Perhaps this scenario is too exaggerated? Perhaps the problem is that smoking cigarettes never does seem to place the immediate threat of an obliterated head upon our proverbial shoulders (excuse the pun)? Many smokers, after all, say," I wish I were clairvoyant. I wish I could look into the future and determine whether or not smoking actually would kill me?" Reasonable enough, I suppose. However, at this point it has become clear that chemical dependency and addiction has nothing to do with the problem. This situation is no different than an entrepreneur wondering," Will this endeavor succeed or fail?" Entrepreneurs are not addicted to business, you see. The risk is simply part of their business. That uncertainty is inseperable from the endeavor. Both the businessman that is obsessed with money and the businessman that takes his dealings with a grain of salt will ask this question just the same.

Thus, a smoker that laments his or her inability to quit is actually completely capable of quitting, regardless of the chemical dependency that has developed. However, this doesn't necessarily mean that the inability to quit when one insists that they want to is not related to the addiction. Instead, it means that the chemical dependency is not the scourge that we originally defined. It does not circumvent our conscious decision-making process, forcing us to continue use against our will. We choose to continue use, and mostly use the concept of chemical dependency as an excuse to continue doing so. The habit is intentionally perpetuated, yet much of this intentional decision-making is written off as if it were unintentional. The strange gap between our theoretical ability to quit and our actual success is not that strange at all, really. Within that gap are the intentional, autonomous decisions to continue smoking for which we decide to absolve ourselves of responsibility. To put it plainly, one wants to smoke regardless of reasons to quit, but also wants to pretend as if they don't.

Why is that? Why is it that so many people that complain of the hopeless difficulty of quitting have such a hard time simply admitting to themselves that they do not want to quit? It would seem that this pretense is nothing but bothersome. Of course, I'm certain that there's yet another question brewing in this exploration. Am I simply telling people that if they run into difficulty with quitting that they should give up and smoke to their hearts content? Am I saying that if a person can't seem to actually quit they should just throw in the towel and forget the whole business?

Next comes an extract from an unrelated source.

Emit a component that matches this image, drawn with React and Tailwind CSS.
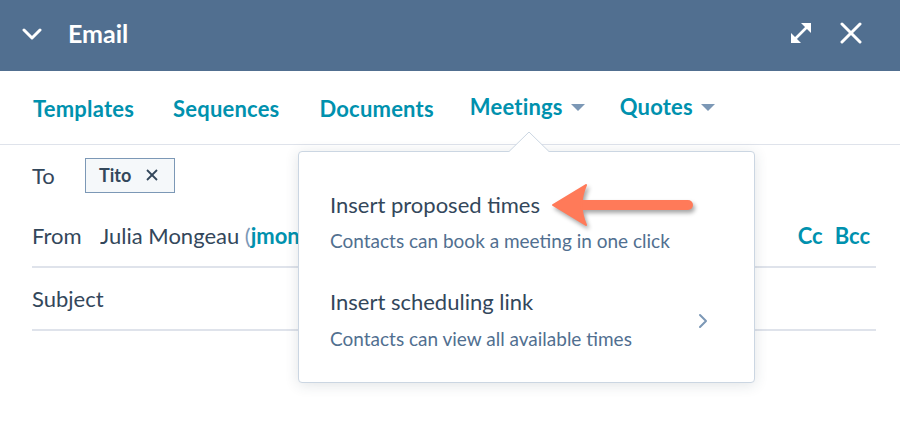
import React from "react";

const font = { fontFamily: "Lato, 'Noto Sans', sans-serif" };

function Caret() {
  return (
    <svg width="14" height="7" viewBox="0 0 14 7" className="ml-[8px] mt-[2px]">
      <polygon points="0,0 14,0 7,7" fill="#7c98b6" />
    </svg>
  );
}

export default function App() {
  return (
    <div className="relative w-[900px] h-[435px] overflow-hidden bg-white" style={font}>
      {/* Header */}
      <div className="h-[71px] bg-[#516f90] flex items-center pl-[22px] pr-[38px] pb-[5px]">
        <svg width="20" height="12" viewBox="0 0 20 12" className="mt-[2px]">
          <polyline points="2,2 10,10 18,2" fill="none" stroke="white" strokeWidth="3" strokeLinecap="round" strokeLinejoin="round" />
        </svg>
        <span className="ml-[26px] text-white text-[25px] font-bold leading-[30px]">Email</span>
        <div className="ml-auto flex items-center gap-[28px]">
          <svg width="22" height="22" viewBox="0 0 22 22">
            <line x1="5" y1="17" x2="17" y2="5" stroke="white" strokeWidth="2.6" />
            <polygon points="11,1 21,1 21,11" fill="white" />
            <polygon points="1,11 1,21 11,21" fill="white" />
          </svg>
          <svg width="22" height="22" viewBox="0 0 22 22">
            <line x1="2" y1="2" x2="20" y2="20" stroke="white" strokeWidth="3" strokeLinecap="round" />
            <line x1="20" y1="2" x2="2" y2="20" stroke="white" strokeWidth="3" strokeLinecap="round" />
          </svg>
        </div>
      </div>

      {/* Tabs */}
      <div className="h-[74px] border-b border-[#dfe3eb] flex items-center pl-[33px] text-[#0091ae] text-[22px] font-bold tracking-[0.2px]">
        <span className="mt-[1px]">Templates</span>
        <span className="ml-[39px] mt-[1px]">Sequences</span>
        <span className="ml-[40px] mt-[1px]">Documents</span>
        <span className="ml-[36px] flex items-center -mt-[2px]">Meetings<Caret /></span>
        <span className="ml-[35px] flex items-center -mt-[2px]">Quotes<Caret /></span>
      </div>

      {/* Form */}
      <div className="pl-[32px] pr-[24px] text-[#33475b] text-[22px]">
        <div className="h-[60px] flex items-center">
          <span className="w-[53px]">To</span>
          <span className="h-[35px] flex items-center pl-[13px] pr-[16px] bg-[#f5f8fa] border border-[#7c98b6] text-[18px] font-bold">
            Tito
            <svg width="12" height="12" viewBox="0 0 12 12" className="ml-[15px]">
              <line x1="1" y1="1" x2="11" y2="11" stroke="#33475b" strokeWidth="1.8" />
              <line x1="11" y1="1" x2="1" y2="11" stroke="#33475b" strokeWidth="1.8" />
            </svg>
          </span>
        </div>
        <div className="h-[63px] flex items-center border-b-2 border-[#dfe3eb]">
          <span className="w-[68px]">From</span>
          <span className="w-[198px] overflow-hidden whitespace-nowrap">
            Julia Mongeau <span className="text-[#7c98b6]">(</span>
            <span className="text-[#0091ae] font-bold">jmon</span>
          </span>
          <span className="ml-auto text-[#0091ae] font-bold">Cc</span>
          <span className="ml-[12px] mr-[6px] text-[#0091ae] font-bold">Bcc</span>
        </div>
        <div className="h-[63px] flex items-center border-b-2 border-[#dfe3eb]">
          <span>Subject</span>
        </div>
      </div>

      {/* Dropdown popover */}
      <div className="absolute left-[298px] top-[151px] w-[457px] h-[232px] bg-white border border-[#cbd6e2] rounded-[4px] shadow-[0_2px_14px_rgba(45,62,80,0.14)]">
        <svg width="42" height="22" viewBox="0 0 42 22" className="absolute left-[209px] -top-[21px]">
          <polygon points="0,21.5 21,1 42,21.5" fill="white" stroke="#cbd6e2" strokeWidth="1" />
          <rect x="0" y="21" width="42" height="2" fill="white" />
        </svg>
        <div className="pl-[31px] pr-[46px] pt-[38px]">
          <div className="text-[22px] text-[#33475b] leading-[30px]">Insert proposed times</div>
          <div className="mt-[8px] text-[19px] text-[#516f90] leading-[26px]">Contacts can book a meeting in one click</div>
          <div className="mt-[33px] flex items-center">
            <div className="flex-1">
              <div className="text-[22px] text-[#33475b] leading-[30px]">Insert scheduling link</div>
              <div className="mt-[9px] text-[19px] text-[#516f90] leading-[26px]">Contacts can view all available times</div>
            </div>
            <svg width="10" height="16" viewBox="0 0 10 16" className="mt-[2px]">
              <polyline points="2,2 8,8 2,14" fill="none" stroke="#7c98b6" strokeWidth="2" strokeLinecap="round" strokeLinejoin="round" />
            </svg>
          </div>
        </div>
      </div>

      {/* Orange annotation arrow */}
      <svg
        width="160"
        height="60"
        viewBox="0 0 160 60"
        className="absolute left-[545px] top-[175px]"
        style={{ filter: "drop-shadow(2px 3px 2px rgba(0,0,0,0.35))" }}
      >
        <line x1="36" y1="30" x2="143" y2="30" stroke="#ff7a59" strokeWidth="10" strokeLinecap="round" />
        <path d="M8 30 L41 10 Q36 22 37 30 Q36 38 41 50 Z" fill="#ff7a59" stroke="#ff7a59" strokeWidth="2" strokeLinejoin="round" />
      </svg>
    </div>
  );
}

Well, there is a certain amount of sense to that. To begin with, until a smoker is honest with his or herself about what they really want, the best that they can really hope for is that quitting will somehow happen to them, just as our hypothetical employee tries to quit his job by waiting to be laid off somewhere down the road. The more that a smoker congratulates themselves simply for having the vague notion that they want to quit floating aimlessly in their mind, the longer they will stretch out their self-contradicting habit with little no or peace of mind, either way. The self-contradicting habit, in this case, is not smoking, but chronic and persistant self-doubt and self-loathing. The individual smokes as if it were an uncontested aspect of their lives, yet secretly they hate themselves for it. They fight themselves day in and day out, yet they continue to smoke, presumably because they want to do so...and that is the irony of the situation. They have become convinced that idle pondering of the proposition of quitting is the best they can muster to make a change, and they are terribly let down when it doesn't seem to do the trick. Of course, in reality, that type of effort is so weak and undetectable that unless they actively advertised to others that they want to quit, which these people often do, nobody would even notice the conflict they put themselves through. The whole mess here is caused by the fact that that they don't really want to quit. They would prefer to continue smoking. It's as simple as that, and it has little or nothing to do with chemical dependency. Now, so long as someone continues wanting to smoke, no amount of self-hating and self-sympathy will change that.

So, what do I mean by that? What can be said, then, about people that struggle with quitting smoking? It's like trying to lift yourself up by your own boot straps. You can tug and pull for hours and hours, you can even get violent about it and begin prying persistantly and angrily. But, in the end, you simply can't do it, because the weight in your boots is same weight that is trying to do the lifting. Just as much as you are tugging at your boots, you are equally holding yourself down. Likewise, if you honestly just want to keep smoking, then every affectacious effort you make at quitting will result in nothing more than continuing without much change, at all. It's like the saying that goes," Selfish people do good only for selfish reasons." Someone that truly wants to keep smoking, then, is only humoring the idea of quitting because it helps them perpetuate their habit. They feel as if they need some justifiable reason for continuing their behavior, and the idea that they are simply unable to do otherwise fits the bill just perfectly. So that act goes on and on, and yet it's little more than something the smoker has gotten used to doing in order to continue smoking. Just as popping open a Zippo may be a part of their smoking ritual, so is hating themselves or pitying themselves for having a cigarette...it, too, is part of the ritual.

The key point here is honesty, really. Is it that we actually want to quit, or is it really that we want to want to quit? In other words, so many smokers seem to struggle with quitting because quitting cigarettes isn't the goal their efforts aim at. Instead, the smoker desperately trying to quit with no success is just desperately trying to care about quitting. Actually quitting is not at all the result of this kind of effort. Thus, the struggling smoker is not really struggling to quit smoking. When they say "I really want to quit, but I just can't do it", they actually mean "I really wish I didn't want to keep smoking." That is much closer to the struggle that characterizes so many people that claim they are too addicted to quit despite fervently wanting to do so.